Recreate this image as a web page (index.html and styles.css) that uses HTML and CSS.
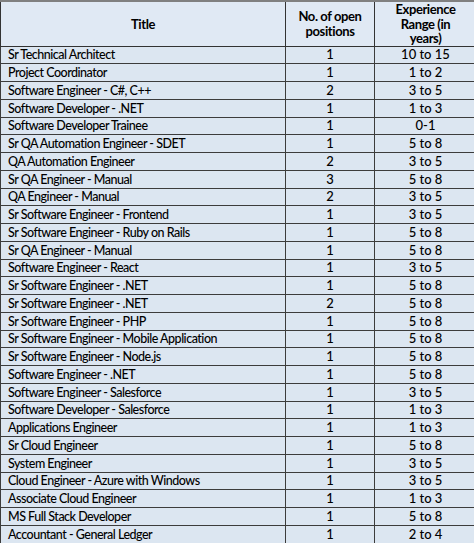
FILE: index.html
```html
<!DOCTYPE html>
<html>
<head>
<meta charset="utf-8">
<link rel="stylesheet" href="styles.css">
</head>
<body>
<table class="jobs">
<thead>
<tr>
<th class="c-title">Title</th>
<th class="c-num">No. of open<br>positions</th>
<th class="c-exp">Experience<br>Range (in<br>years)</th>
</tr>
</thead>
<tbody>
<tr><td>Sr Technical Architect</td><td>1</td><td>10 to 15</td></tr>
<tr><td>Project Coordinator</td><td>1</td><td>1 to 2</td></tr>
<tr><td>Software Engineer - C#, C++</td><td>2</td><td>3 to 5</td></tr>
<tr><td>Software Developer - .NET</td><td>1</td><td>1 to 3</td></tr>
<tr><td>Software Developer Trainee</td><td>1</td><td>0-1</td></tr>
<tr><td>Sr QA Automation Engineer - SDET</td><td>1</td><td>5 to 8</td></tr>
<tr><td>QA Automation Engineer</td><td>2</td><td>3 to 5</td></tr>
<tr><td>Sr QA Engineer - Manual</td><td>3</td><td>5 to 8</td></tr>
<tr><td>QA Engineer - Manual</td><td>2</td><td>3 to 5</td></tr>
<tr><td>Sr Software Engineer - Frontend</td><td>1</td><td>3 to 5</td></tr>
<tr><td>Sr Software Engineer - Ruby on Rails</td><td>1</td><td>5 to 8</td></tr>
<tr><td>Sr QA Engineer - Manual</td><td>1</td><td>5 to 8</td></tr>
<tr><td>Software Engineer - React</td><td>1</td><td>3 to 5</td></tr>
<tr><td>Sr Software Engineer - .NET</td><td>1</td><td>5 to 8</td></tr>
<tr><td>Sr Software Engineer - .NET</td><td>2</td><td>5 to 8</td></tr>
<tr><td>Sr Software Engineer - PHP</td><td>1</td><td>5 to 8</td></tr>
<tr><td>Sr Software Engineer - Mobile Application</td><td>1</td><td>5 to 8</td></tr>
<tr><td>Sr Software Engineer - Node.js</td><td>1</td><td>5 to 8</td></tr>
<tr><td>Software Engineer - .NET</td><td>1</td><td>5 to 8</td></tr>
<tr><td>Software Engineer - Salesforce</td><td>1</td><td>3 to 5</td></tr>
<tr><td>Software Developer - Salesforce</td><td>1</td><td>1 to 3</td></tr>
<tr><td>Applications Engineer</td><td>1</td><td>1 to 3</td></tr>
<tr><td>Sr Cloud Engineer</td><td>1</td><td>5 to 8</td></tr>
<tr><td>System Engineer</td><td>1</td><td>3 to 5</td></tr>
<tr><td>Cloud Engineer - Azure with Windows</td><td>1</td><td>3 to 5</td></tr>
<tr><td>Associate Cloud Engineer</td><td>1</td><td>1 to 3</td></tr>
<tr><td>MS Full Stack Developer</td><td>1</td><td>5 to 8</td></tr>
<tr><td>Accountant - General Ledger</td><td>1</td><td>2 to 4</td></tr>
</tbody>
</table>
</body>
</html>
```

FILE: styles.css
```css
html, body {
  margin: 0;
  padding: 0;
  background: #dce6f1;
}
.jobs {
  border-collapse: collapse;
  table-layout: fixed;
  width: 475px;
  font-family: Lato, "Liberation Sans", sans-serif;
  font-size: 13px;
  font-weight: 500;
  color: #000;
  background: #dce6f1;
  border-top: 2px solid #808080;
}
.jobs th {
  font-weight: bold;
  text-align: center;
  line-height: 14.5px;
  height: 43px;
  padding: 0;
  letter-spacing: -0.4px;
  border: 1px solid #333;
  border-top: none;
  background: #e0e9f4;
}
.jobs th.c-title { width: 284px; }
.jobs th.c-num { width: 88px; }
.jobs th.c-exp { width: 101px; }
.jobs td {
  height: 16.75px;
  padding: 0;
  line-height: 15px;
  border: 1px solid #3c3c3c;
  text-align: center;
  white-space: nowrap;
}
.jobs td:first-child {
  text-align: left;
  padding-left: 7px;
  font-size: 12.5px;
  letter-spacing: -0.5px;
}
```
#####
• _Task requirements_
Your task is an exact transcription of all the data, minus the pictures.

• _Full response_
Recreate this image as a web page (index.html and styles.css) that uses HTML and CSS.
FILE: index.html
```html
<!DOCTYPE html>
<html>
<head>
<meta charset="utf-8">
<link rel="stylesheet" href="styles.css">
</head>
<body>
<table class="jobs">
<thead>
<tr>
<th class="c-title">Title</th>
<th class="c-num">No. of open<br>positions</th>
<th class="c-exp">Experience<br>Range (in<br>years)</th>
</tr>
</thead>
<tbody>
<tr><td>Sr Technical Architect</td><td>1</td><td>10 to 15</td></tr>
<tr><td>Project Coordinator</td><td>1</td><td>1 to 2</td></tr>
<tr><td>Software Engineer - C#, C++</td><td>2</td><td>3 to 5</td></tr>
<tr><td>Software Developer - .NET</td><td>1</td><td>1 to 3</td></tr>
<tr><td>Software Developer Trainee</td><td>1</td><td>0-1</td></tr>
<tr><td>Sr QA Automation Engineer - SDET</td><td>1</td><td>5 to 8</td></tr>
<tr><td>QA Automation Engineer</td><td>2</td><td>3 to 5</td></tr>
<tr><td>Sr QA Engineer - Manual</td><td>3</td><td>5 to 8</td></tr>
<tr><td>QA Engineer - Manual</td><td>2</td><td>3 to 5</td></tr>
<tr><td>Sr Software Engineer - Frontend</td><td>1</td><td>3 to 5</td></tr>
<tr><td>Sr Software Engineer - Ruby on Rails</td><td>1</td><td>5 to 8</td></tr>
<tr><td>Sr QA Engineer - Manual</td><td>1</td><td>5 to 8</td></tr>
<tr><td>Software Engineer - React</td><td>1</td><td>3 to 5</td></tr>
<tr><td>Sr Software Engineer - .NET</td><td>1</td><td>5 to 8</td></tr>
<tr><td>Sr Software Engineer - .NET</td><td>2</td><td>5 to 8</td></tr>
<tr><td>Sr Software Engineer - PHP</td><td>1</td><td>5 to 8</td></tr>
<tr><td>Sr Software Engineer - Mobile Application</td><td>1</td><td>5 to 8</td></tr>
<tr><td>Sr Software Engineer - Node.js</td><td>1</td><td>5 to 8</td></tr>
<tr><td>Software Engineer - .NET</td><td>1</td><td>5 to 8</td></tr>
<tr><td>Software Engineer - Salesforce</td><td>1</td><td>3 to 5</td></tr>
<tr><td>Software Developer - Salesforce</td><td>1</td><td>1 to 3</td></tr>
<tr><td>Applications Engineer</td><td>1</td><td>1 to 3</td></tr>
<tr><td>Sr Cloud Engineer</td><td>1</td><td>5 to 8</td></tr>
<tr><td>System Engineer</td><td>1</td><td>3 to 5</td></tr>
<tr><td>Cloud Engineer - Azure with Windows</td><td>1</td><td>3 to 5</td></tr>
<tr><td>Associate Cloud Engineer</td><td>1</td><td>1 to 3</td></tr>
<tr><td>MS Full Stack Developer</td><td>1</td><td>5 to 8</td></tr>
<tr><td>Accountant - General Ledger</td><td>1</td><td>2 to 4</td></tr>
</tbody>
</table>
</body>
</html>
```

FILE: styles.css
```css
html, body {
  margin: 0;
  padding: 0;
  background: #dce6f1;
}
.jobs {
  border-collapse: collapse;
  table-layout: fixed;
  width: 475px;
  font-family: Lato, "Liberation Sans", sans-serif;
  font-size: 13px;
  font-weight: 500;
  color: #000;
  background: #dce6f1;
  border-top: 2px solid #808080;
}
.jobs th {
  font-weight: bold;
  text-align: center;
  line-height: 14.5px;
  height: 43px;
  padding: 0;
  letter-spacing: -0.4px;
  border: 1px solid #333;
  border-top: none;
  background: #e0e9f4;
}
.jobs th.c-title { width: 284px; }
.jobs th.c-num { width: 88px; }
.jobs th.c-exp { width: 101px; }
.jobs td {
  height: 16.75px;
  padding: 0;
  line-height: 15px;
  border: 1px solid #3c3c3c;
  text-align: center;
  white-space: nowrap;
}
.jobs td:first-child {
  text-align: left;
  padding-left: 7px;
  font-size: 12.5px;
  letter-spacing: -0.5px;
}
```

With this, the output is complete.